19. Value Career Sustainability
Prioritize career longevity and sustainability by balancing emotionally demanding work with other activities that allow for recharge and renewed excitement. This trade-off can prevent burnout and maintain effectiveness.
5 Key Quotes
I think that probably the biggest thing I think that a lot of people can do is just practice their kind of awareness about decisions that come up, situational awareness.
Dan Epstein
When you make a decision according to what your values are, that's usually the best way to go about it.
Dan Epstein
Any decision is a good decision because you made it for a reason.
Spencer Greenberg
Games are a very unique medium because they involve agency and you can make choices inside of them.
Dan Epstein
There's pretty good saying in economics that you get what you measure.
Dan Epstein
3 Protocols
Advanced Care Directive Creation
Dan Epstein- Think about what you want from medical treatment, beyond just resuscitation (e.g., antibiotics for pneumonia).
- Consider potential outcomes of various treatments, especially if you have chronic or terminal illness.

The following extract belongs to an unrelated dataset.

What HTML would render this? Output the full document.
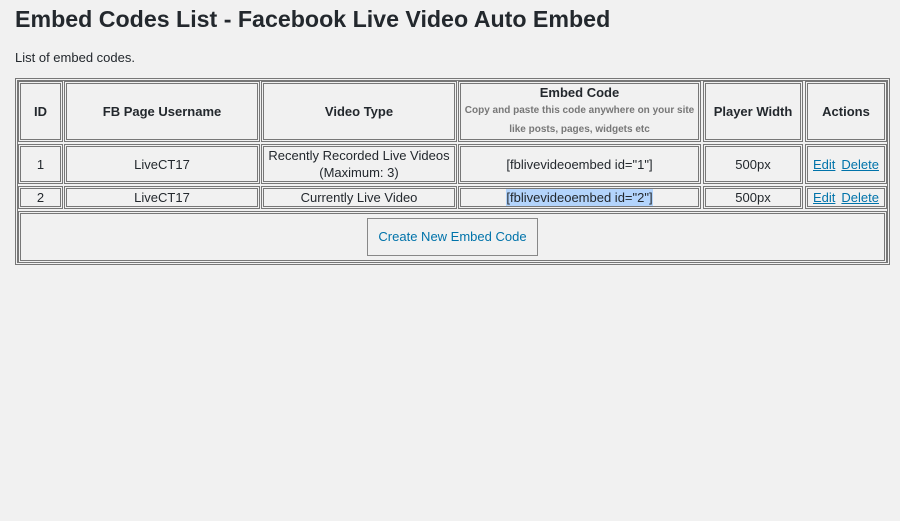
<!DOCTYPE html>
<html><head><style>
body{margin:0;background:#f1f1f1;font-family:"Liberation Sans",sans-serif;color:#23282d;width:900px;height:521px;position:relative;overflow:hidden}
h1{position:absolute;left:15px;top:6px;margin:0;font-size:23.2px;font-weight:bold;color:#23282d}
p{position:absolute;left:15px;top:50px;margin:0;font-size:13px}
.t{position:absolute;left:15px;top:78px;width:875px;height:187px;box-sizing:border-box;border:3px double #777}
.c{position:absolute;box-sizing:border-box;border:3px double #777;display:flex;align-items:center;justify-content:center;text-align:center;font-size:13px;line-height:17px}
.h{font-weight:bold}
a{color:#0073aa;text-decoration:underline;margin:0 3px}
.sel{background:#b3d4fc}
.btn{border:1px solid #888;padding:0 10px;height:36px;line-height:36px;color:#0073aa;font-size:13px}
</style></head><body>
<h1>Embed Codes List - Facebook Live Video Auto Embed</h1>
<p>List of embed codes.</p>
<div class="t"></div>
<div class="c h" style="left:18px;top:81px;width:45px;height:61px">ID</div>
<div class="c h" style="left:64px;top:81px;width:196px;height:61px">FB Page Username</div>
<div class="c h" style="left:261px;top:81px;width:196px;height:61px">Video Type</div>
<div class="c h" style="left:458px;top:81px;width:243px;height:61px;flex-direction:column"><div>Embed Code</div><div style="font-size:10px;color:#777;line-height:19px">Copy and paste this code anywhere on your site<br>like posts, pages, widgets etc</div></div>
<div class="c h" style="left:703px;top:81px;width:100px;height:61px">Player Width</div>
<div class="c h" style="left:805px;top:81px;width:82px;height:61px">Actions</div>

<div class="c" style="left:18px;top:144px;width:45px;height:40px">1</div>
<div class="c" style="left:64px;top:144px;width:196px;height:40px">LiveCT17</div>
<div class="c" style="left:261px;top:144px;width:196px;height:40px">Recently Recorded Live Videos<br>(Maximum: 3)</div>
<div class="c" style="left:458px;top:144px;width:243px;height:40px">[fblivevideoembed id="1"]</div>
<div class="c" style="left:703px;top:144px;width:100px;height:40px">500px</div>
<div class="c" style="left:805px;top:144px;width:82px;height:40px"><a>Edit</a><a>Delete</a></div>

<div class="c" style="left:18px;top:186px;width:45px;height:23px">2</div>
<div class="c" style="left:64px;top:186px;width:196px;height:23px">LiveCT17</div>
<div class="c" style="left:261px;top:186px;width:196px;height:23px">Currently Live Video</div>
<div class="c" style="left:458px;top:186px;width:243px;height:23px"><span class="sel">[fblivevideoembed id="2"]</span></div>
<div class="c" style="left:703px;top:186px;width:100px;height:23px">500px</div>
<div class="c" style="left:805px;top:186px;width:82px;height:23px"><a>Edit</a><a>Delete</a></div>

<div class="c" style="left:18px;top:211px;width:869px;height:52px"><span class="btn">Create New Embed Code</span></div>
</body></html>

- Reflect on your values and preferences for different health scenarios.
- Fill out an advanced care directive document (free templates available online).
- Share the completed directive with loved ones via email and keep a printed copy in an accessible place.
Overcoming Indecision on Minor Choices
Dan Epstein- Recognize when you are spending too much time or ruminating on a small decision.
- Hold a mental 'stop sign' to pause the overthinking.
- Ask yourself: 'Does this decision truly require this much energy or concentration?'
- If no, make a decision quickly; any choice made for a reason is likely good in this context.
- If yes, then dedicate appropriate time to think about it.
Designing a Tabletop Exercise
Dan Epstein- Define the clear aim or purpose of the exercise (e.g., test evacuation procedure, understand government response).
- Identify and create scenarios and stakeholders that support the defined aim.
- For each stakeholder, outline their ambitions, goals, and mandates in the situation (e.g., dot points).
- Design mechanisms for simulating external events or non-player stakeholders (e.g., random tables, game master actions).
- Conduct early and frequent playtesting with people unfamiliar with the design to ensure fidelity and learning.